Ghost Robotics is the American company positioned to absorb the government demand the bill would create. The Philadelphia firm is among the few domestic manufacturers capable of meeting federal requirements for ground robots, and it secured a contract in late 2025 with an Asian government for more than 100 Vision 60 quadruped units. In December, Ghost unveiled a manipulator arm for the Vision 60 platform. An executive at Ghost Robotics has said the company sells to U.S. and allied governments, and those robots are used in defense applications where they will sometimes be weaponized.
The irony runs underneath the procurement win. South Korea and Japan supply many crucial robot components. If the ban extended downward, preventing American robotmakers from buying Chinese-made parts, Ghost would face a supply chain it cannot easily reshore — even with every government contract in hand.
Kyle Chan, the Brookings sociologist who flagged the AliExpress commercial invasion, testified before the Congressional Select Committee on the Strategic Competition Between the United States and the Chinese Communist Party on April 16 that American firms would benefit from eliminating Chinese competitors at their level of the value chain, provided they can retain their Chinese suppliers. The legislation does not resolve that tension.

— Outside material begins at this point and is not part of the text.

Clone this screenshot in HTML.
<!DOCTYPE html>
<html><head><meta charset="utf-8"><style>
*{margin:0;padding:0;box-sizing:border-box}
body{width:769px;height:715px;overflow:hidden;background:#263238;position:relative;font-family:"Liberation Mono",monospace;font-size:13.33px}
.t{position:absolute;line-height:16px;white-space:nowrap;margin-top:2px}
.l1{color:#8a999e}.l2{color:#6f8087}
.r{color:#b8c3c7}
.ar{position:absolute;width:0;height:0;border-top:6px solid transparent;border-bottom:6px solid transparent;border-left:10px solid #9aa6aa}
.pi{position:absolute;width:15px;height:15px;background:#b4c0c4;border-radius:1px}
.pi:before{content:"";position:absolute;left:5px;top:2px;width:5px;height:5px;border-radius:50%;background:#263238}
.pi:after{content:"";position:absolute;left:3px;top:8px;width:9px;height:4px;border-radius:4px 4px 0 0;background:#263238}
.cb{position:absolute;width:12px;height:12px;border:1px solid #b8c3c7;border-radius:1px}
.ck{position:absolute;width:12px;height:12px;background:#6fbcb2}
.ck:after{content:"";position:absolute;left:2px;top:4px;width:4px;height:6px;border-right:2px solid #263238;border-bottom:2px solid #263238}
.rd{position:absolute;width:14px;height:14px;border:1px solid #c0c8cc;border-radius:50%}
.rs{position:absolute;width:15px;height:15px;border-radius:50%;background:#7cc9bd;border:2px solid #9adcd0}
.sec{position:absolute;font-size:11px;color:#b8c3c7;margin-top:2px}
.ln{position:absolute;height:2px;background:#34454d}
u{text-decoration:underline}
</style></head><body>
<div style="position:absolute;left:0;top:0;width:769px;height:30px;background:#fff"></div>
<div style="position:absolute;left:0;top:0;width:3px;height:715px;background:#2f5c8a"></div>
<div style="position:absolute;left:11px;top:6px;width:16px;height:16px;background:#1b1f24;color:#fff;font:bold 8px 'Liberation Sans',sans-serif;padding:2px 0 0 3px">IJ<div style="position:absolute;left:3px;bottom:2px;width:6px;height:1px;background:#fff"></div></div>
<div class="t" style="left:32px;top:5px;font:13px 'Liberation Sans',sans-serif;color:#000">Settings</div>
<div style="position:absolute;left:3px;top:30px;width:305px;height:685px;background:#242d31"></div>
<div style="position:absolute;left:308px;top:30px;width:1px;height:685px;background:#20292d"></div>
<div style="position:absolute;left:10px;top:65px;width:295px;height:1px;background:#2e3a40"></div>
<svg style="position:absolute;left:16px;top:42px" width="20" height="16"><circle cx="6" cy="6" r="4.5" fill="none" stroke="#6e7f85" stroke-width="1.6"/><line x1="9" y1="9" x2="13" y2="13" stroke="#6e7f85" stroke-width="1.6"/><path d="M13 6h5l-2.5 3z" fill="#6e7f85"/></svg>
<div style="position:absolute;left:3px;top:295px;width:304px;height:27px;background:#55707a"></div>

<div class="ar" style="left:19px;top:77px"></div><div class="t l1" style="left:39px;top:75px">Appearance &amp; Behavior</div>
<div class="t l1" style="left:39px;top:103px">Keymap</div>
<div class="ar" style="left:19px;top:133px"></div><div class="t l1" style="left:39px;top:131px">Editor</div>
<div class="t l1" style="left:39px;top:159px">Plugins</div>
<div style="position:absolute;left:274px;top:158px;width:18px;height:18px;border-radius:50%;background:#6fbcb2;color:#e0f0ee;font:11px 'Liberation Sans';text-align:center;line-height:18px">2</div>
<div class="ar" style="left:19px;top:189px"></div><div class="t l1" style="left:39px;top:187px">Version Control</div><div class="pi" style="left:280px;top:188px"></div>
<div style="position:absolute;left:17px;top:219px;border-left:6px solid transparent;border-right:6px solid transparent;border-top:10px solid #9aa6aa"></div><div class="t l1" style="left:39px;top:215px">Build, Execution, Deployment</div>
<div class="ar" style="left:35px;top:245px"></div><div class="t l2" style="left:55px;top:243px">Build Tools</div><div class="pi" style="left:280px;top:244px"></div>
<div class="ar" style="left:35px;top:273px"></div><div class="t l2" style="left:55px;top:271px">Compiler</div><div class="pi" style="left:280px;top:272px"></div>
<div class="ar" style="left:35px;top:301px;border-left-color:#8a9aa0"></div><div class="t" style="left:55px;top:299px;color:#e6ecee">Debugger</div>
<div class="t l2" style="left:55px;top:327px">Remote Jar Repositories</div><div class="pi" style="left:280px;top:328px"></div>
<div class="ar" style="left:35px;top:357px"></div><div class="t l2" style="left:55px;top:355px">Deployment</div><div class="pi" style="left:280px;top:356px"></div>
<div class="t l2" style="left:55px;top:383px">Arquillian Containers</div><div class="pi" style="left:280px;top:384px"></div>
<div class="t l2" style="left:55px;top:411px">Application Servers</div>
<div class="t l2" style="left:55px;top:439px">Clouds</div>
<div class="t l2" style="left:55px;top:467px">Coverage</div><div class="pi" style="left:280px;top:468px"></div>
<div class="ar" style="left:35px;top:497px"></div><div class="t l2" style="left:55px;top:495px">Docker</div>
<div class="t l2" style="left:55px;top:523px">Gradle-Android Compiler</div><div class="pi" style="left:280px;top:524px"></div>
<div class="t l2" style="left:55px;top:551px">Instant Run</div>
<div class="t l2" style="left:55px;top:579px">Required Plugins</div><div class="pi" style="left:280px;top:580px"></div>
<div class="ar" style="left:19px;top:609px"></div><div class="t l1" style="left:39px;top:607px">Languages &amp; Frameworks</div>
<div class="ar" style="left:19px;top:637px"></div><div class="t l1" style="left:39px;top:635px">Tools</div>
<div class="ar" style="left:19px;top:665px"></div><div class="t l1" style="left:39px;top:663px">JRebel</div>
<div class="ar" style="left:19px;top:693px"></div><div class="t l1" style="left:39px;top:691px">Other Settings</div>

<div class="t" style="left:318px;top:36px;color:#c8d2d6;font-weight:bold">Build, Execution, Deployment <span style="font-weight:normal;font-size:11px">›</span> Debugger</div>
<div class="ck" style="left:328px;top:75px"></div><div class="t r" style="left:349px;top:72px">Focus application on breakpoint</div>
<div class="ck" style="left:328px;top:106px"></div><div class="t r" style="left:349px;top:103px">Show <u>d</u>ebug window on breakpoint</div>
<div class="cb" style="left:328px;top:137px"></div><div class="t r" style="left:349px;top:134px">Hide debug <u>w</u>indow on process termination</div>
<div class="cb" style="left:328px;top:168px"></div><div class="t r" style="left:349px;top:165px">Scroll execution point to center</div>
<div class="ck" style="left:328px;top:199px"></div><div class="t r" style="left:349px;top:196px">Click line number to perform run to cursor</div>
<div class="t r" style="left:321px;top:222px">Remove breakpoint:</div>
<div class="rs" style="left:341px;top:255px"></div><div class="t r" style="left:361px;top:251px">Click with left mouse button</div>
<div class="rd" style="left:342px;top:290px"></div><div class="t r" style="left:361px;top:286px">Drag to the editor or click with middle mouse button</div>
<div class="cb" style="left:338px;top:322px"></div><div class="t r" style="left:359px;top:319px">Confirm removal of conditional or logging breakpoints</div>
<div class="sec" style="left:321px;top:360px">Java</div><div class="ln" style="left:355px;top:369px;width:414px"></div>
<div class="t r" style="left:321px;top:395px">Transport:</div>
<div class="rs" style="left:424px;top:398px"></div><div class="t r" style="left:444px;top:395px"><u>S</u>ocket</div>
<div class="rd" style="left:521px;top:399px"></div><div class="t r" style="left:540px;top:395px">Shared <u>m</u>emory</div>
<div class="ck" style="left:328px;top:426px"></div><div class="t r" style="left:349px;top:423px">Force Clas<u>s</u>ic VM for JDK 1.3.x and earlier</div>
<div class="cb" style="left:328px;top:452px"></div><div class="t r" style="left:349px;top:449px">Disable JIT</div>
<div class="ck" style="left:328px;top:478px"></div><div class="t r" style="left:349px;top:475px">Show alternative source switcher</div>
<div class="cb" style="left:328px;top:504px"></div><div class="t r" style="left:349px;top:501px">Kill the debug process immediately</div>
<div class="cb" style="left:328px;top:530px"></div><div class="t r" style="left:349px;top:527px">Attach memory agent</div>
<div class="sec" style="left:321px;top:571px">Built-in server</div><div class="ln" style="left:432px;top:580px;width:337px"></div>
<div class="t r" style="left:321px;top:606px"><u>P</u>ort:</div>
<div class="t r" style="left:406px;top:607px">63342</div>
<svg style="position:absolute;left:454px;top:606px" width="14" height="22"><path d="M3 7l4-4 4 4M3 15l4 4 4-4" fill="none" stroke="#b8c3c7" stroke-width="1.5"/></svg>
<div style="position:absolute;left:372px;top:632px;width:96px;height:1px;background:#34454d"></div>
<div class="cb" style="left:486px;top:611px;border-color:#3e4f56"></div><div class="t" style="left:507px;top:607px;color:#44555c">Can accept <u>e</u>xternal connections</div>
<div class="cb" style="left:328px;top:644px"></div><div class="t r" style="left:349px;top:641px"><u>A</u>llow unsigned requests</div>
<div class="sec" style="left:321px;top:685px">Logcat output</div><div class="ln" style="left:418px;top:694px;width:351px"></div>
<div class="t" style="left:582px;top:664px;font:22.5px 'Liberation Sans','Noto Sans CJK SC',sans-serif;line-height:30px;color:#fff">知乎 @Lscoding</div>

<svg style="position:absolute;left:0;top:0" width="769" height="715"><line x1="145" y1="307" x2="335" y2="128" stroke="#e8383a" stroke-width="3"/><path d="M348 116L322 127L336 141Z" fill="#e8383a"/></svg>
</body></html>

Chan told IEEE Spectrum that the United States lacks a coherent strategy for managing the China techno-economic competition, and that for robotics, adoption is not yet widespread and supply chains are not yet mature — which gives Washington a narrow window to build domestic capacity before Chinese robotmakers achieve scale and price points that make exclusion irrelevant.
The commercial channel is not waiting. Unitree filed its Shanghai IPO in March seeking to raise $610 million, with explicit plans to expand manufacturing and global distribution. The company sold 5,500 humanoid robots in 2025, most of them to research and education buyers, at an average price that fell from $85,000 in 2023 to $25,000 in 2025. Revenue grew from $57 million in 2024 to $250 million in 2025. Unitree posted adjusted net profit of $90 million — its first profitable year — up 674 percent from the prior year. Gross margins sit around 60 percent.
The broader Chinese robotics sector is scaling faster than the legislation anticipates. Output is projected to surge 94 percent in 2026, with Unitree and AgiBot capturing roughly 80 percent of the market between them. AgiBot, the Omdia-ranked global leader in humanoid shipment volume and market share in 2025, rolled out its 10,000th general-purpose robot in late March. Unitree has committed to building 75,000 humanoid robots and 115,000 quadrupeds annually. These are not startups anymore. They are industrial manufacturers with pricing power, margin discipline, and commercial distribution.
A domestic robotics industry insulated from Chinese supply chains and Chinese data access is a coherent strategic goal. Chan put the window at narrow: adoption is not yet widespread, supply chains are not yet locked in. That is the argument for acting now. The argument against it is sitting on AliExpress for $8,150.